Thursday marked the final day stores across Iowa were allowed to sell the popular alcoholic-energy drinkĀ Four Loko, said Tonya Dusold, communications director for the Iowa Alcoholic Beverages Division. Joose and Moonshot are other such products which must be gone from shelves as of today following a federal regulation, she said.

Sauce, a liquor store located at 108 E. College St. , displayed nothing but empty shelves where the colorful cans of the alcohol and caffeine sat prior to 5 p.m. Thursday.

The drinks might be gone from shelves, but they're taking up space in Iowa City refrigerators after drinkers stocked up in anticipation of their departure.

Lucas, a University of Iowa freshman who did not want his full name used because he is underage, said he had a friend buy a case of fruit-punch-flavored Four Loko at the beginning of November because he "knew the end was coming."

"I'm a sharing person, but [they're] mostly for me," he said.

Darin Aisenbrey, manager of Liquor Downtown, 315 S. Gilbert St., said the store's stock sold out as of Wednesday. The product sold well among customers since being introduced this summer, he said.

"Government intervention this time was the best solution," Aisenbrey said. "It was one of those necessary evils."

UI junior Ben De Leon said he'd tried both Joose and Four Loko a few times but isn't upset to see the drink go.

"They taste bad, and they're terrible for you," he said.

In a Nov. 14 press release, The Food and Drug Administration warned four companies that the caffeine the companies were adding to alcoholic drinks made them unsafe and ruled the caffeine must be removed from the products before they can be sold again.

Dusold said any products stores don't sell can be returned for a refund.

The FDA gave manufacturers 15 days to alter the drinks or halt distribution. Continuing to sell them in Iowa at this point would break federal law, Dusold said.

"In Iowa it's against the law for licenses to knowingly go against the federal government," she said. "That would be the case if the alcohol agency didn't enforce this."

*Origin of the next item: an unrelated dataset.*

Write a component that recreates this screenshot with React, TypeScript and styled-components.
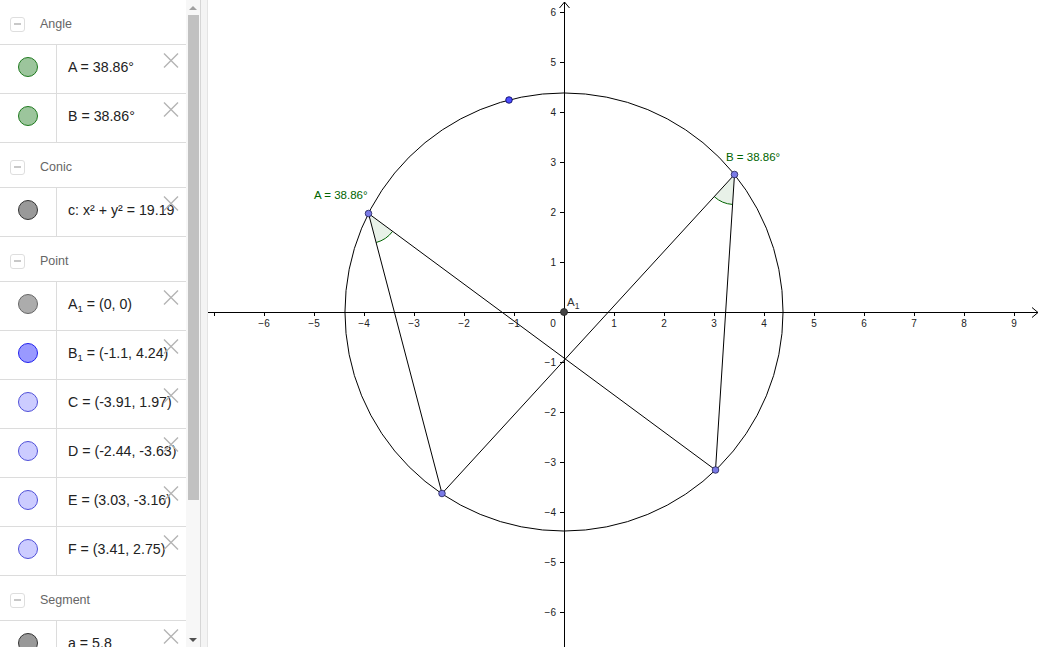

If Four Loko and other similar alcoholic energy drinks were to return to the state minus the caffeine, Dusold said, they would be considered beers and the alcohol agency would not regulate sales for the products.

Any new formulas would have to first be approved by the U.S. Tax and Trade Bureau, she said, which could take some time.

Despite purchasing the $40 case of 12 Four Lokos, Lucas said he thinks it's a good idea alcohol energy drinks were outlawed.

But he'll "savor" his stash while it lasts.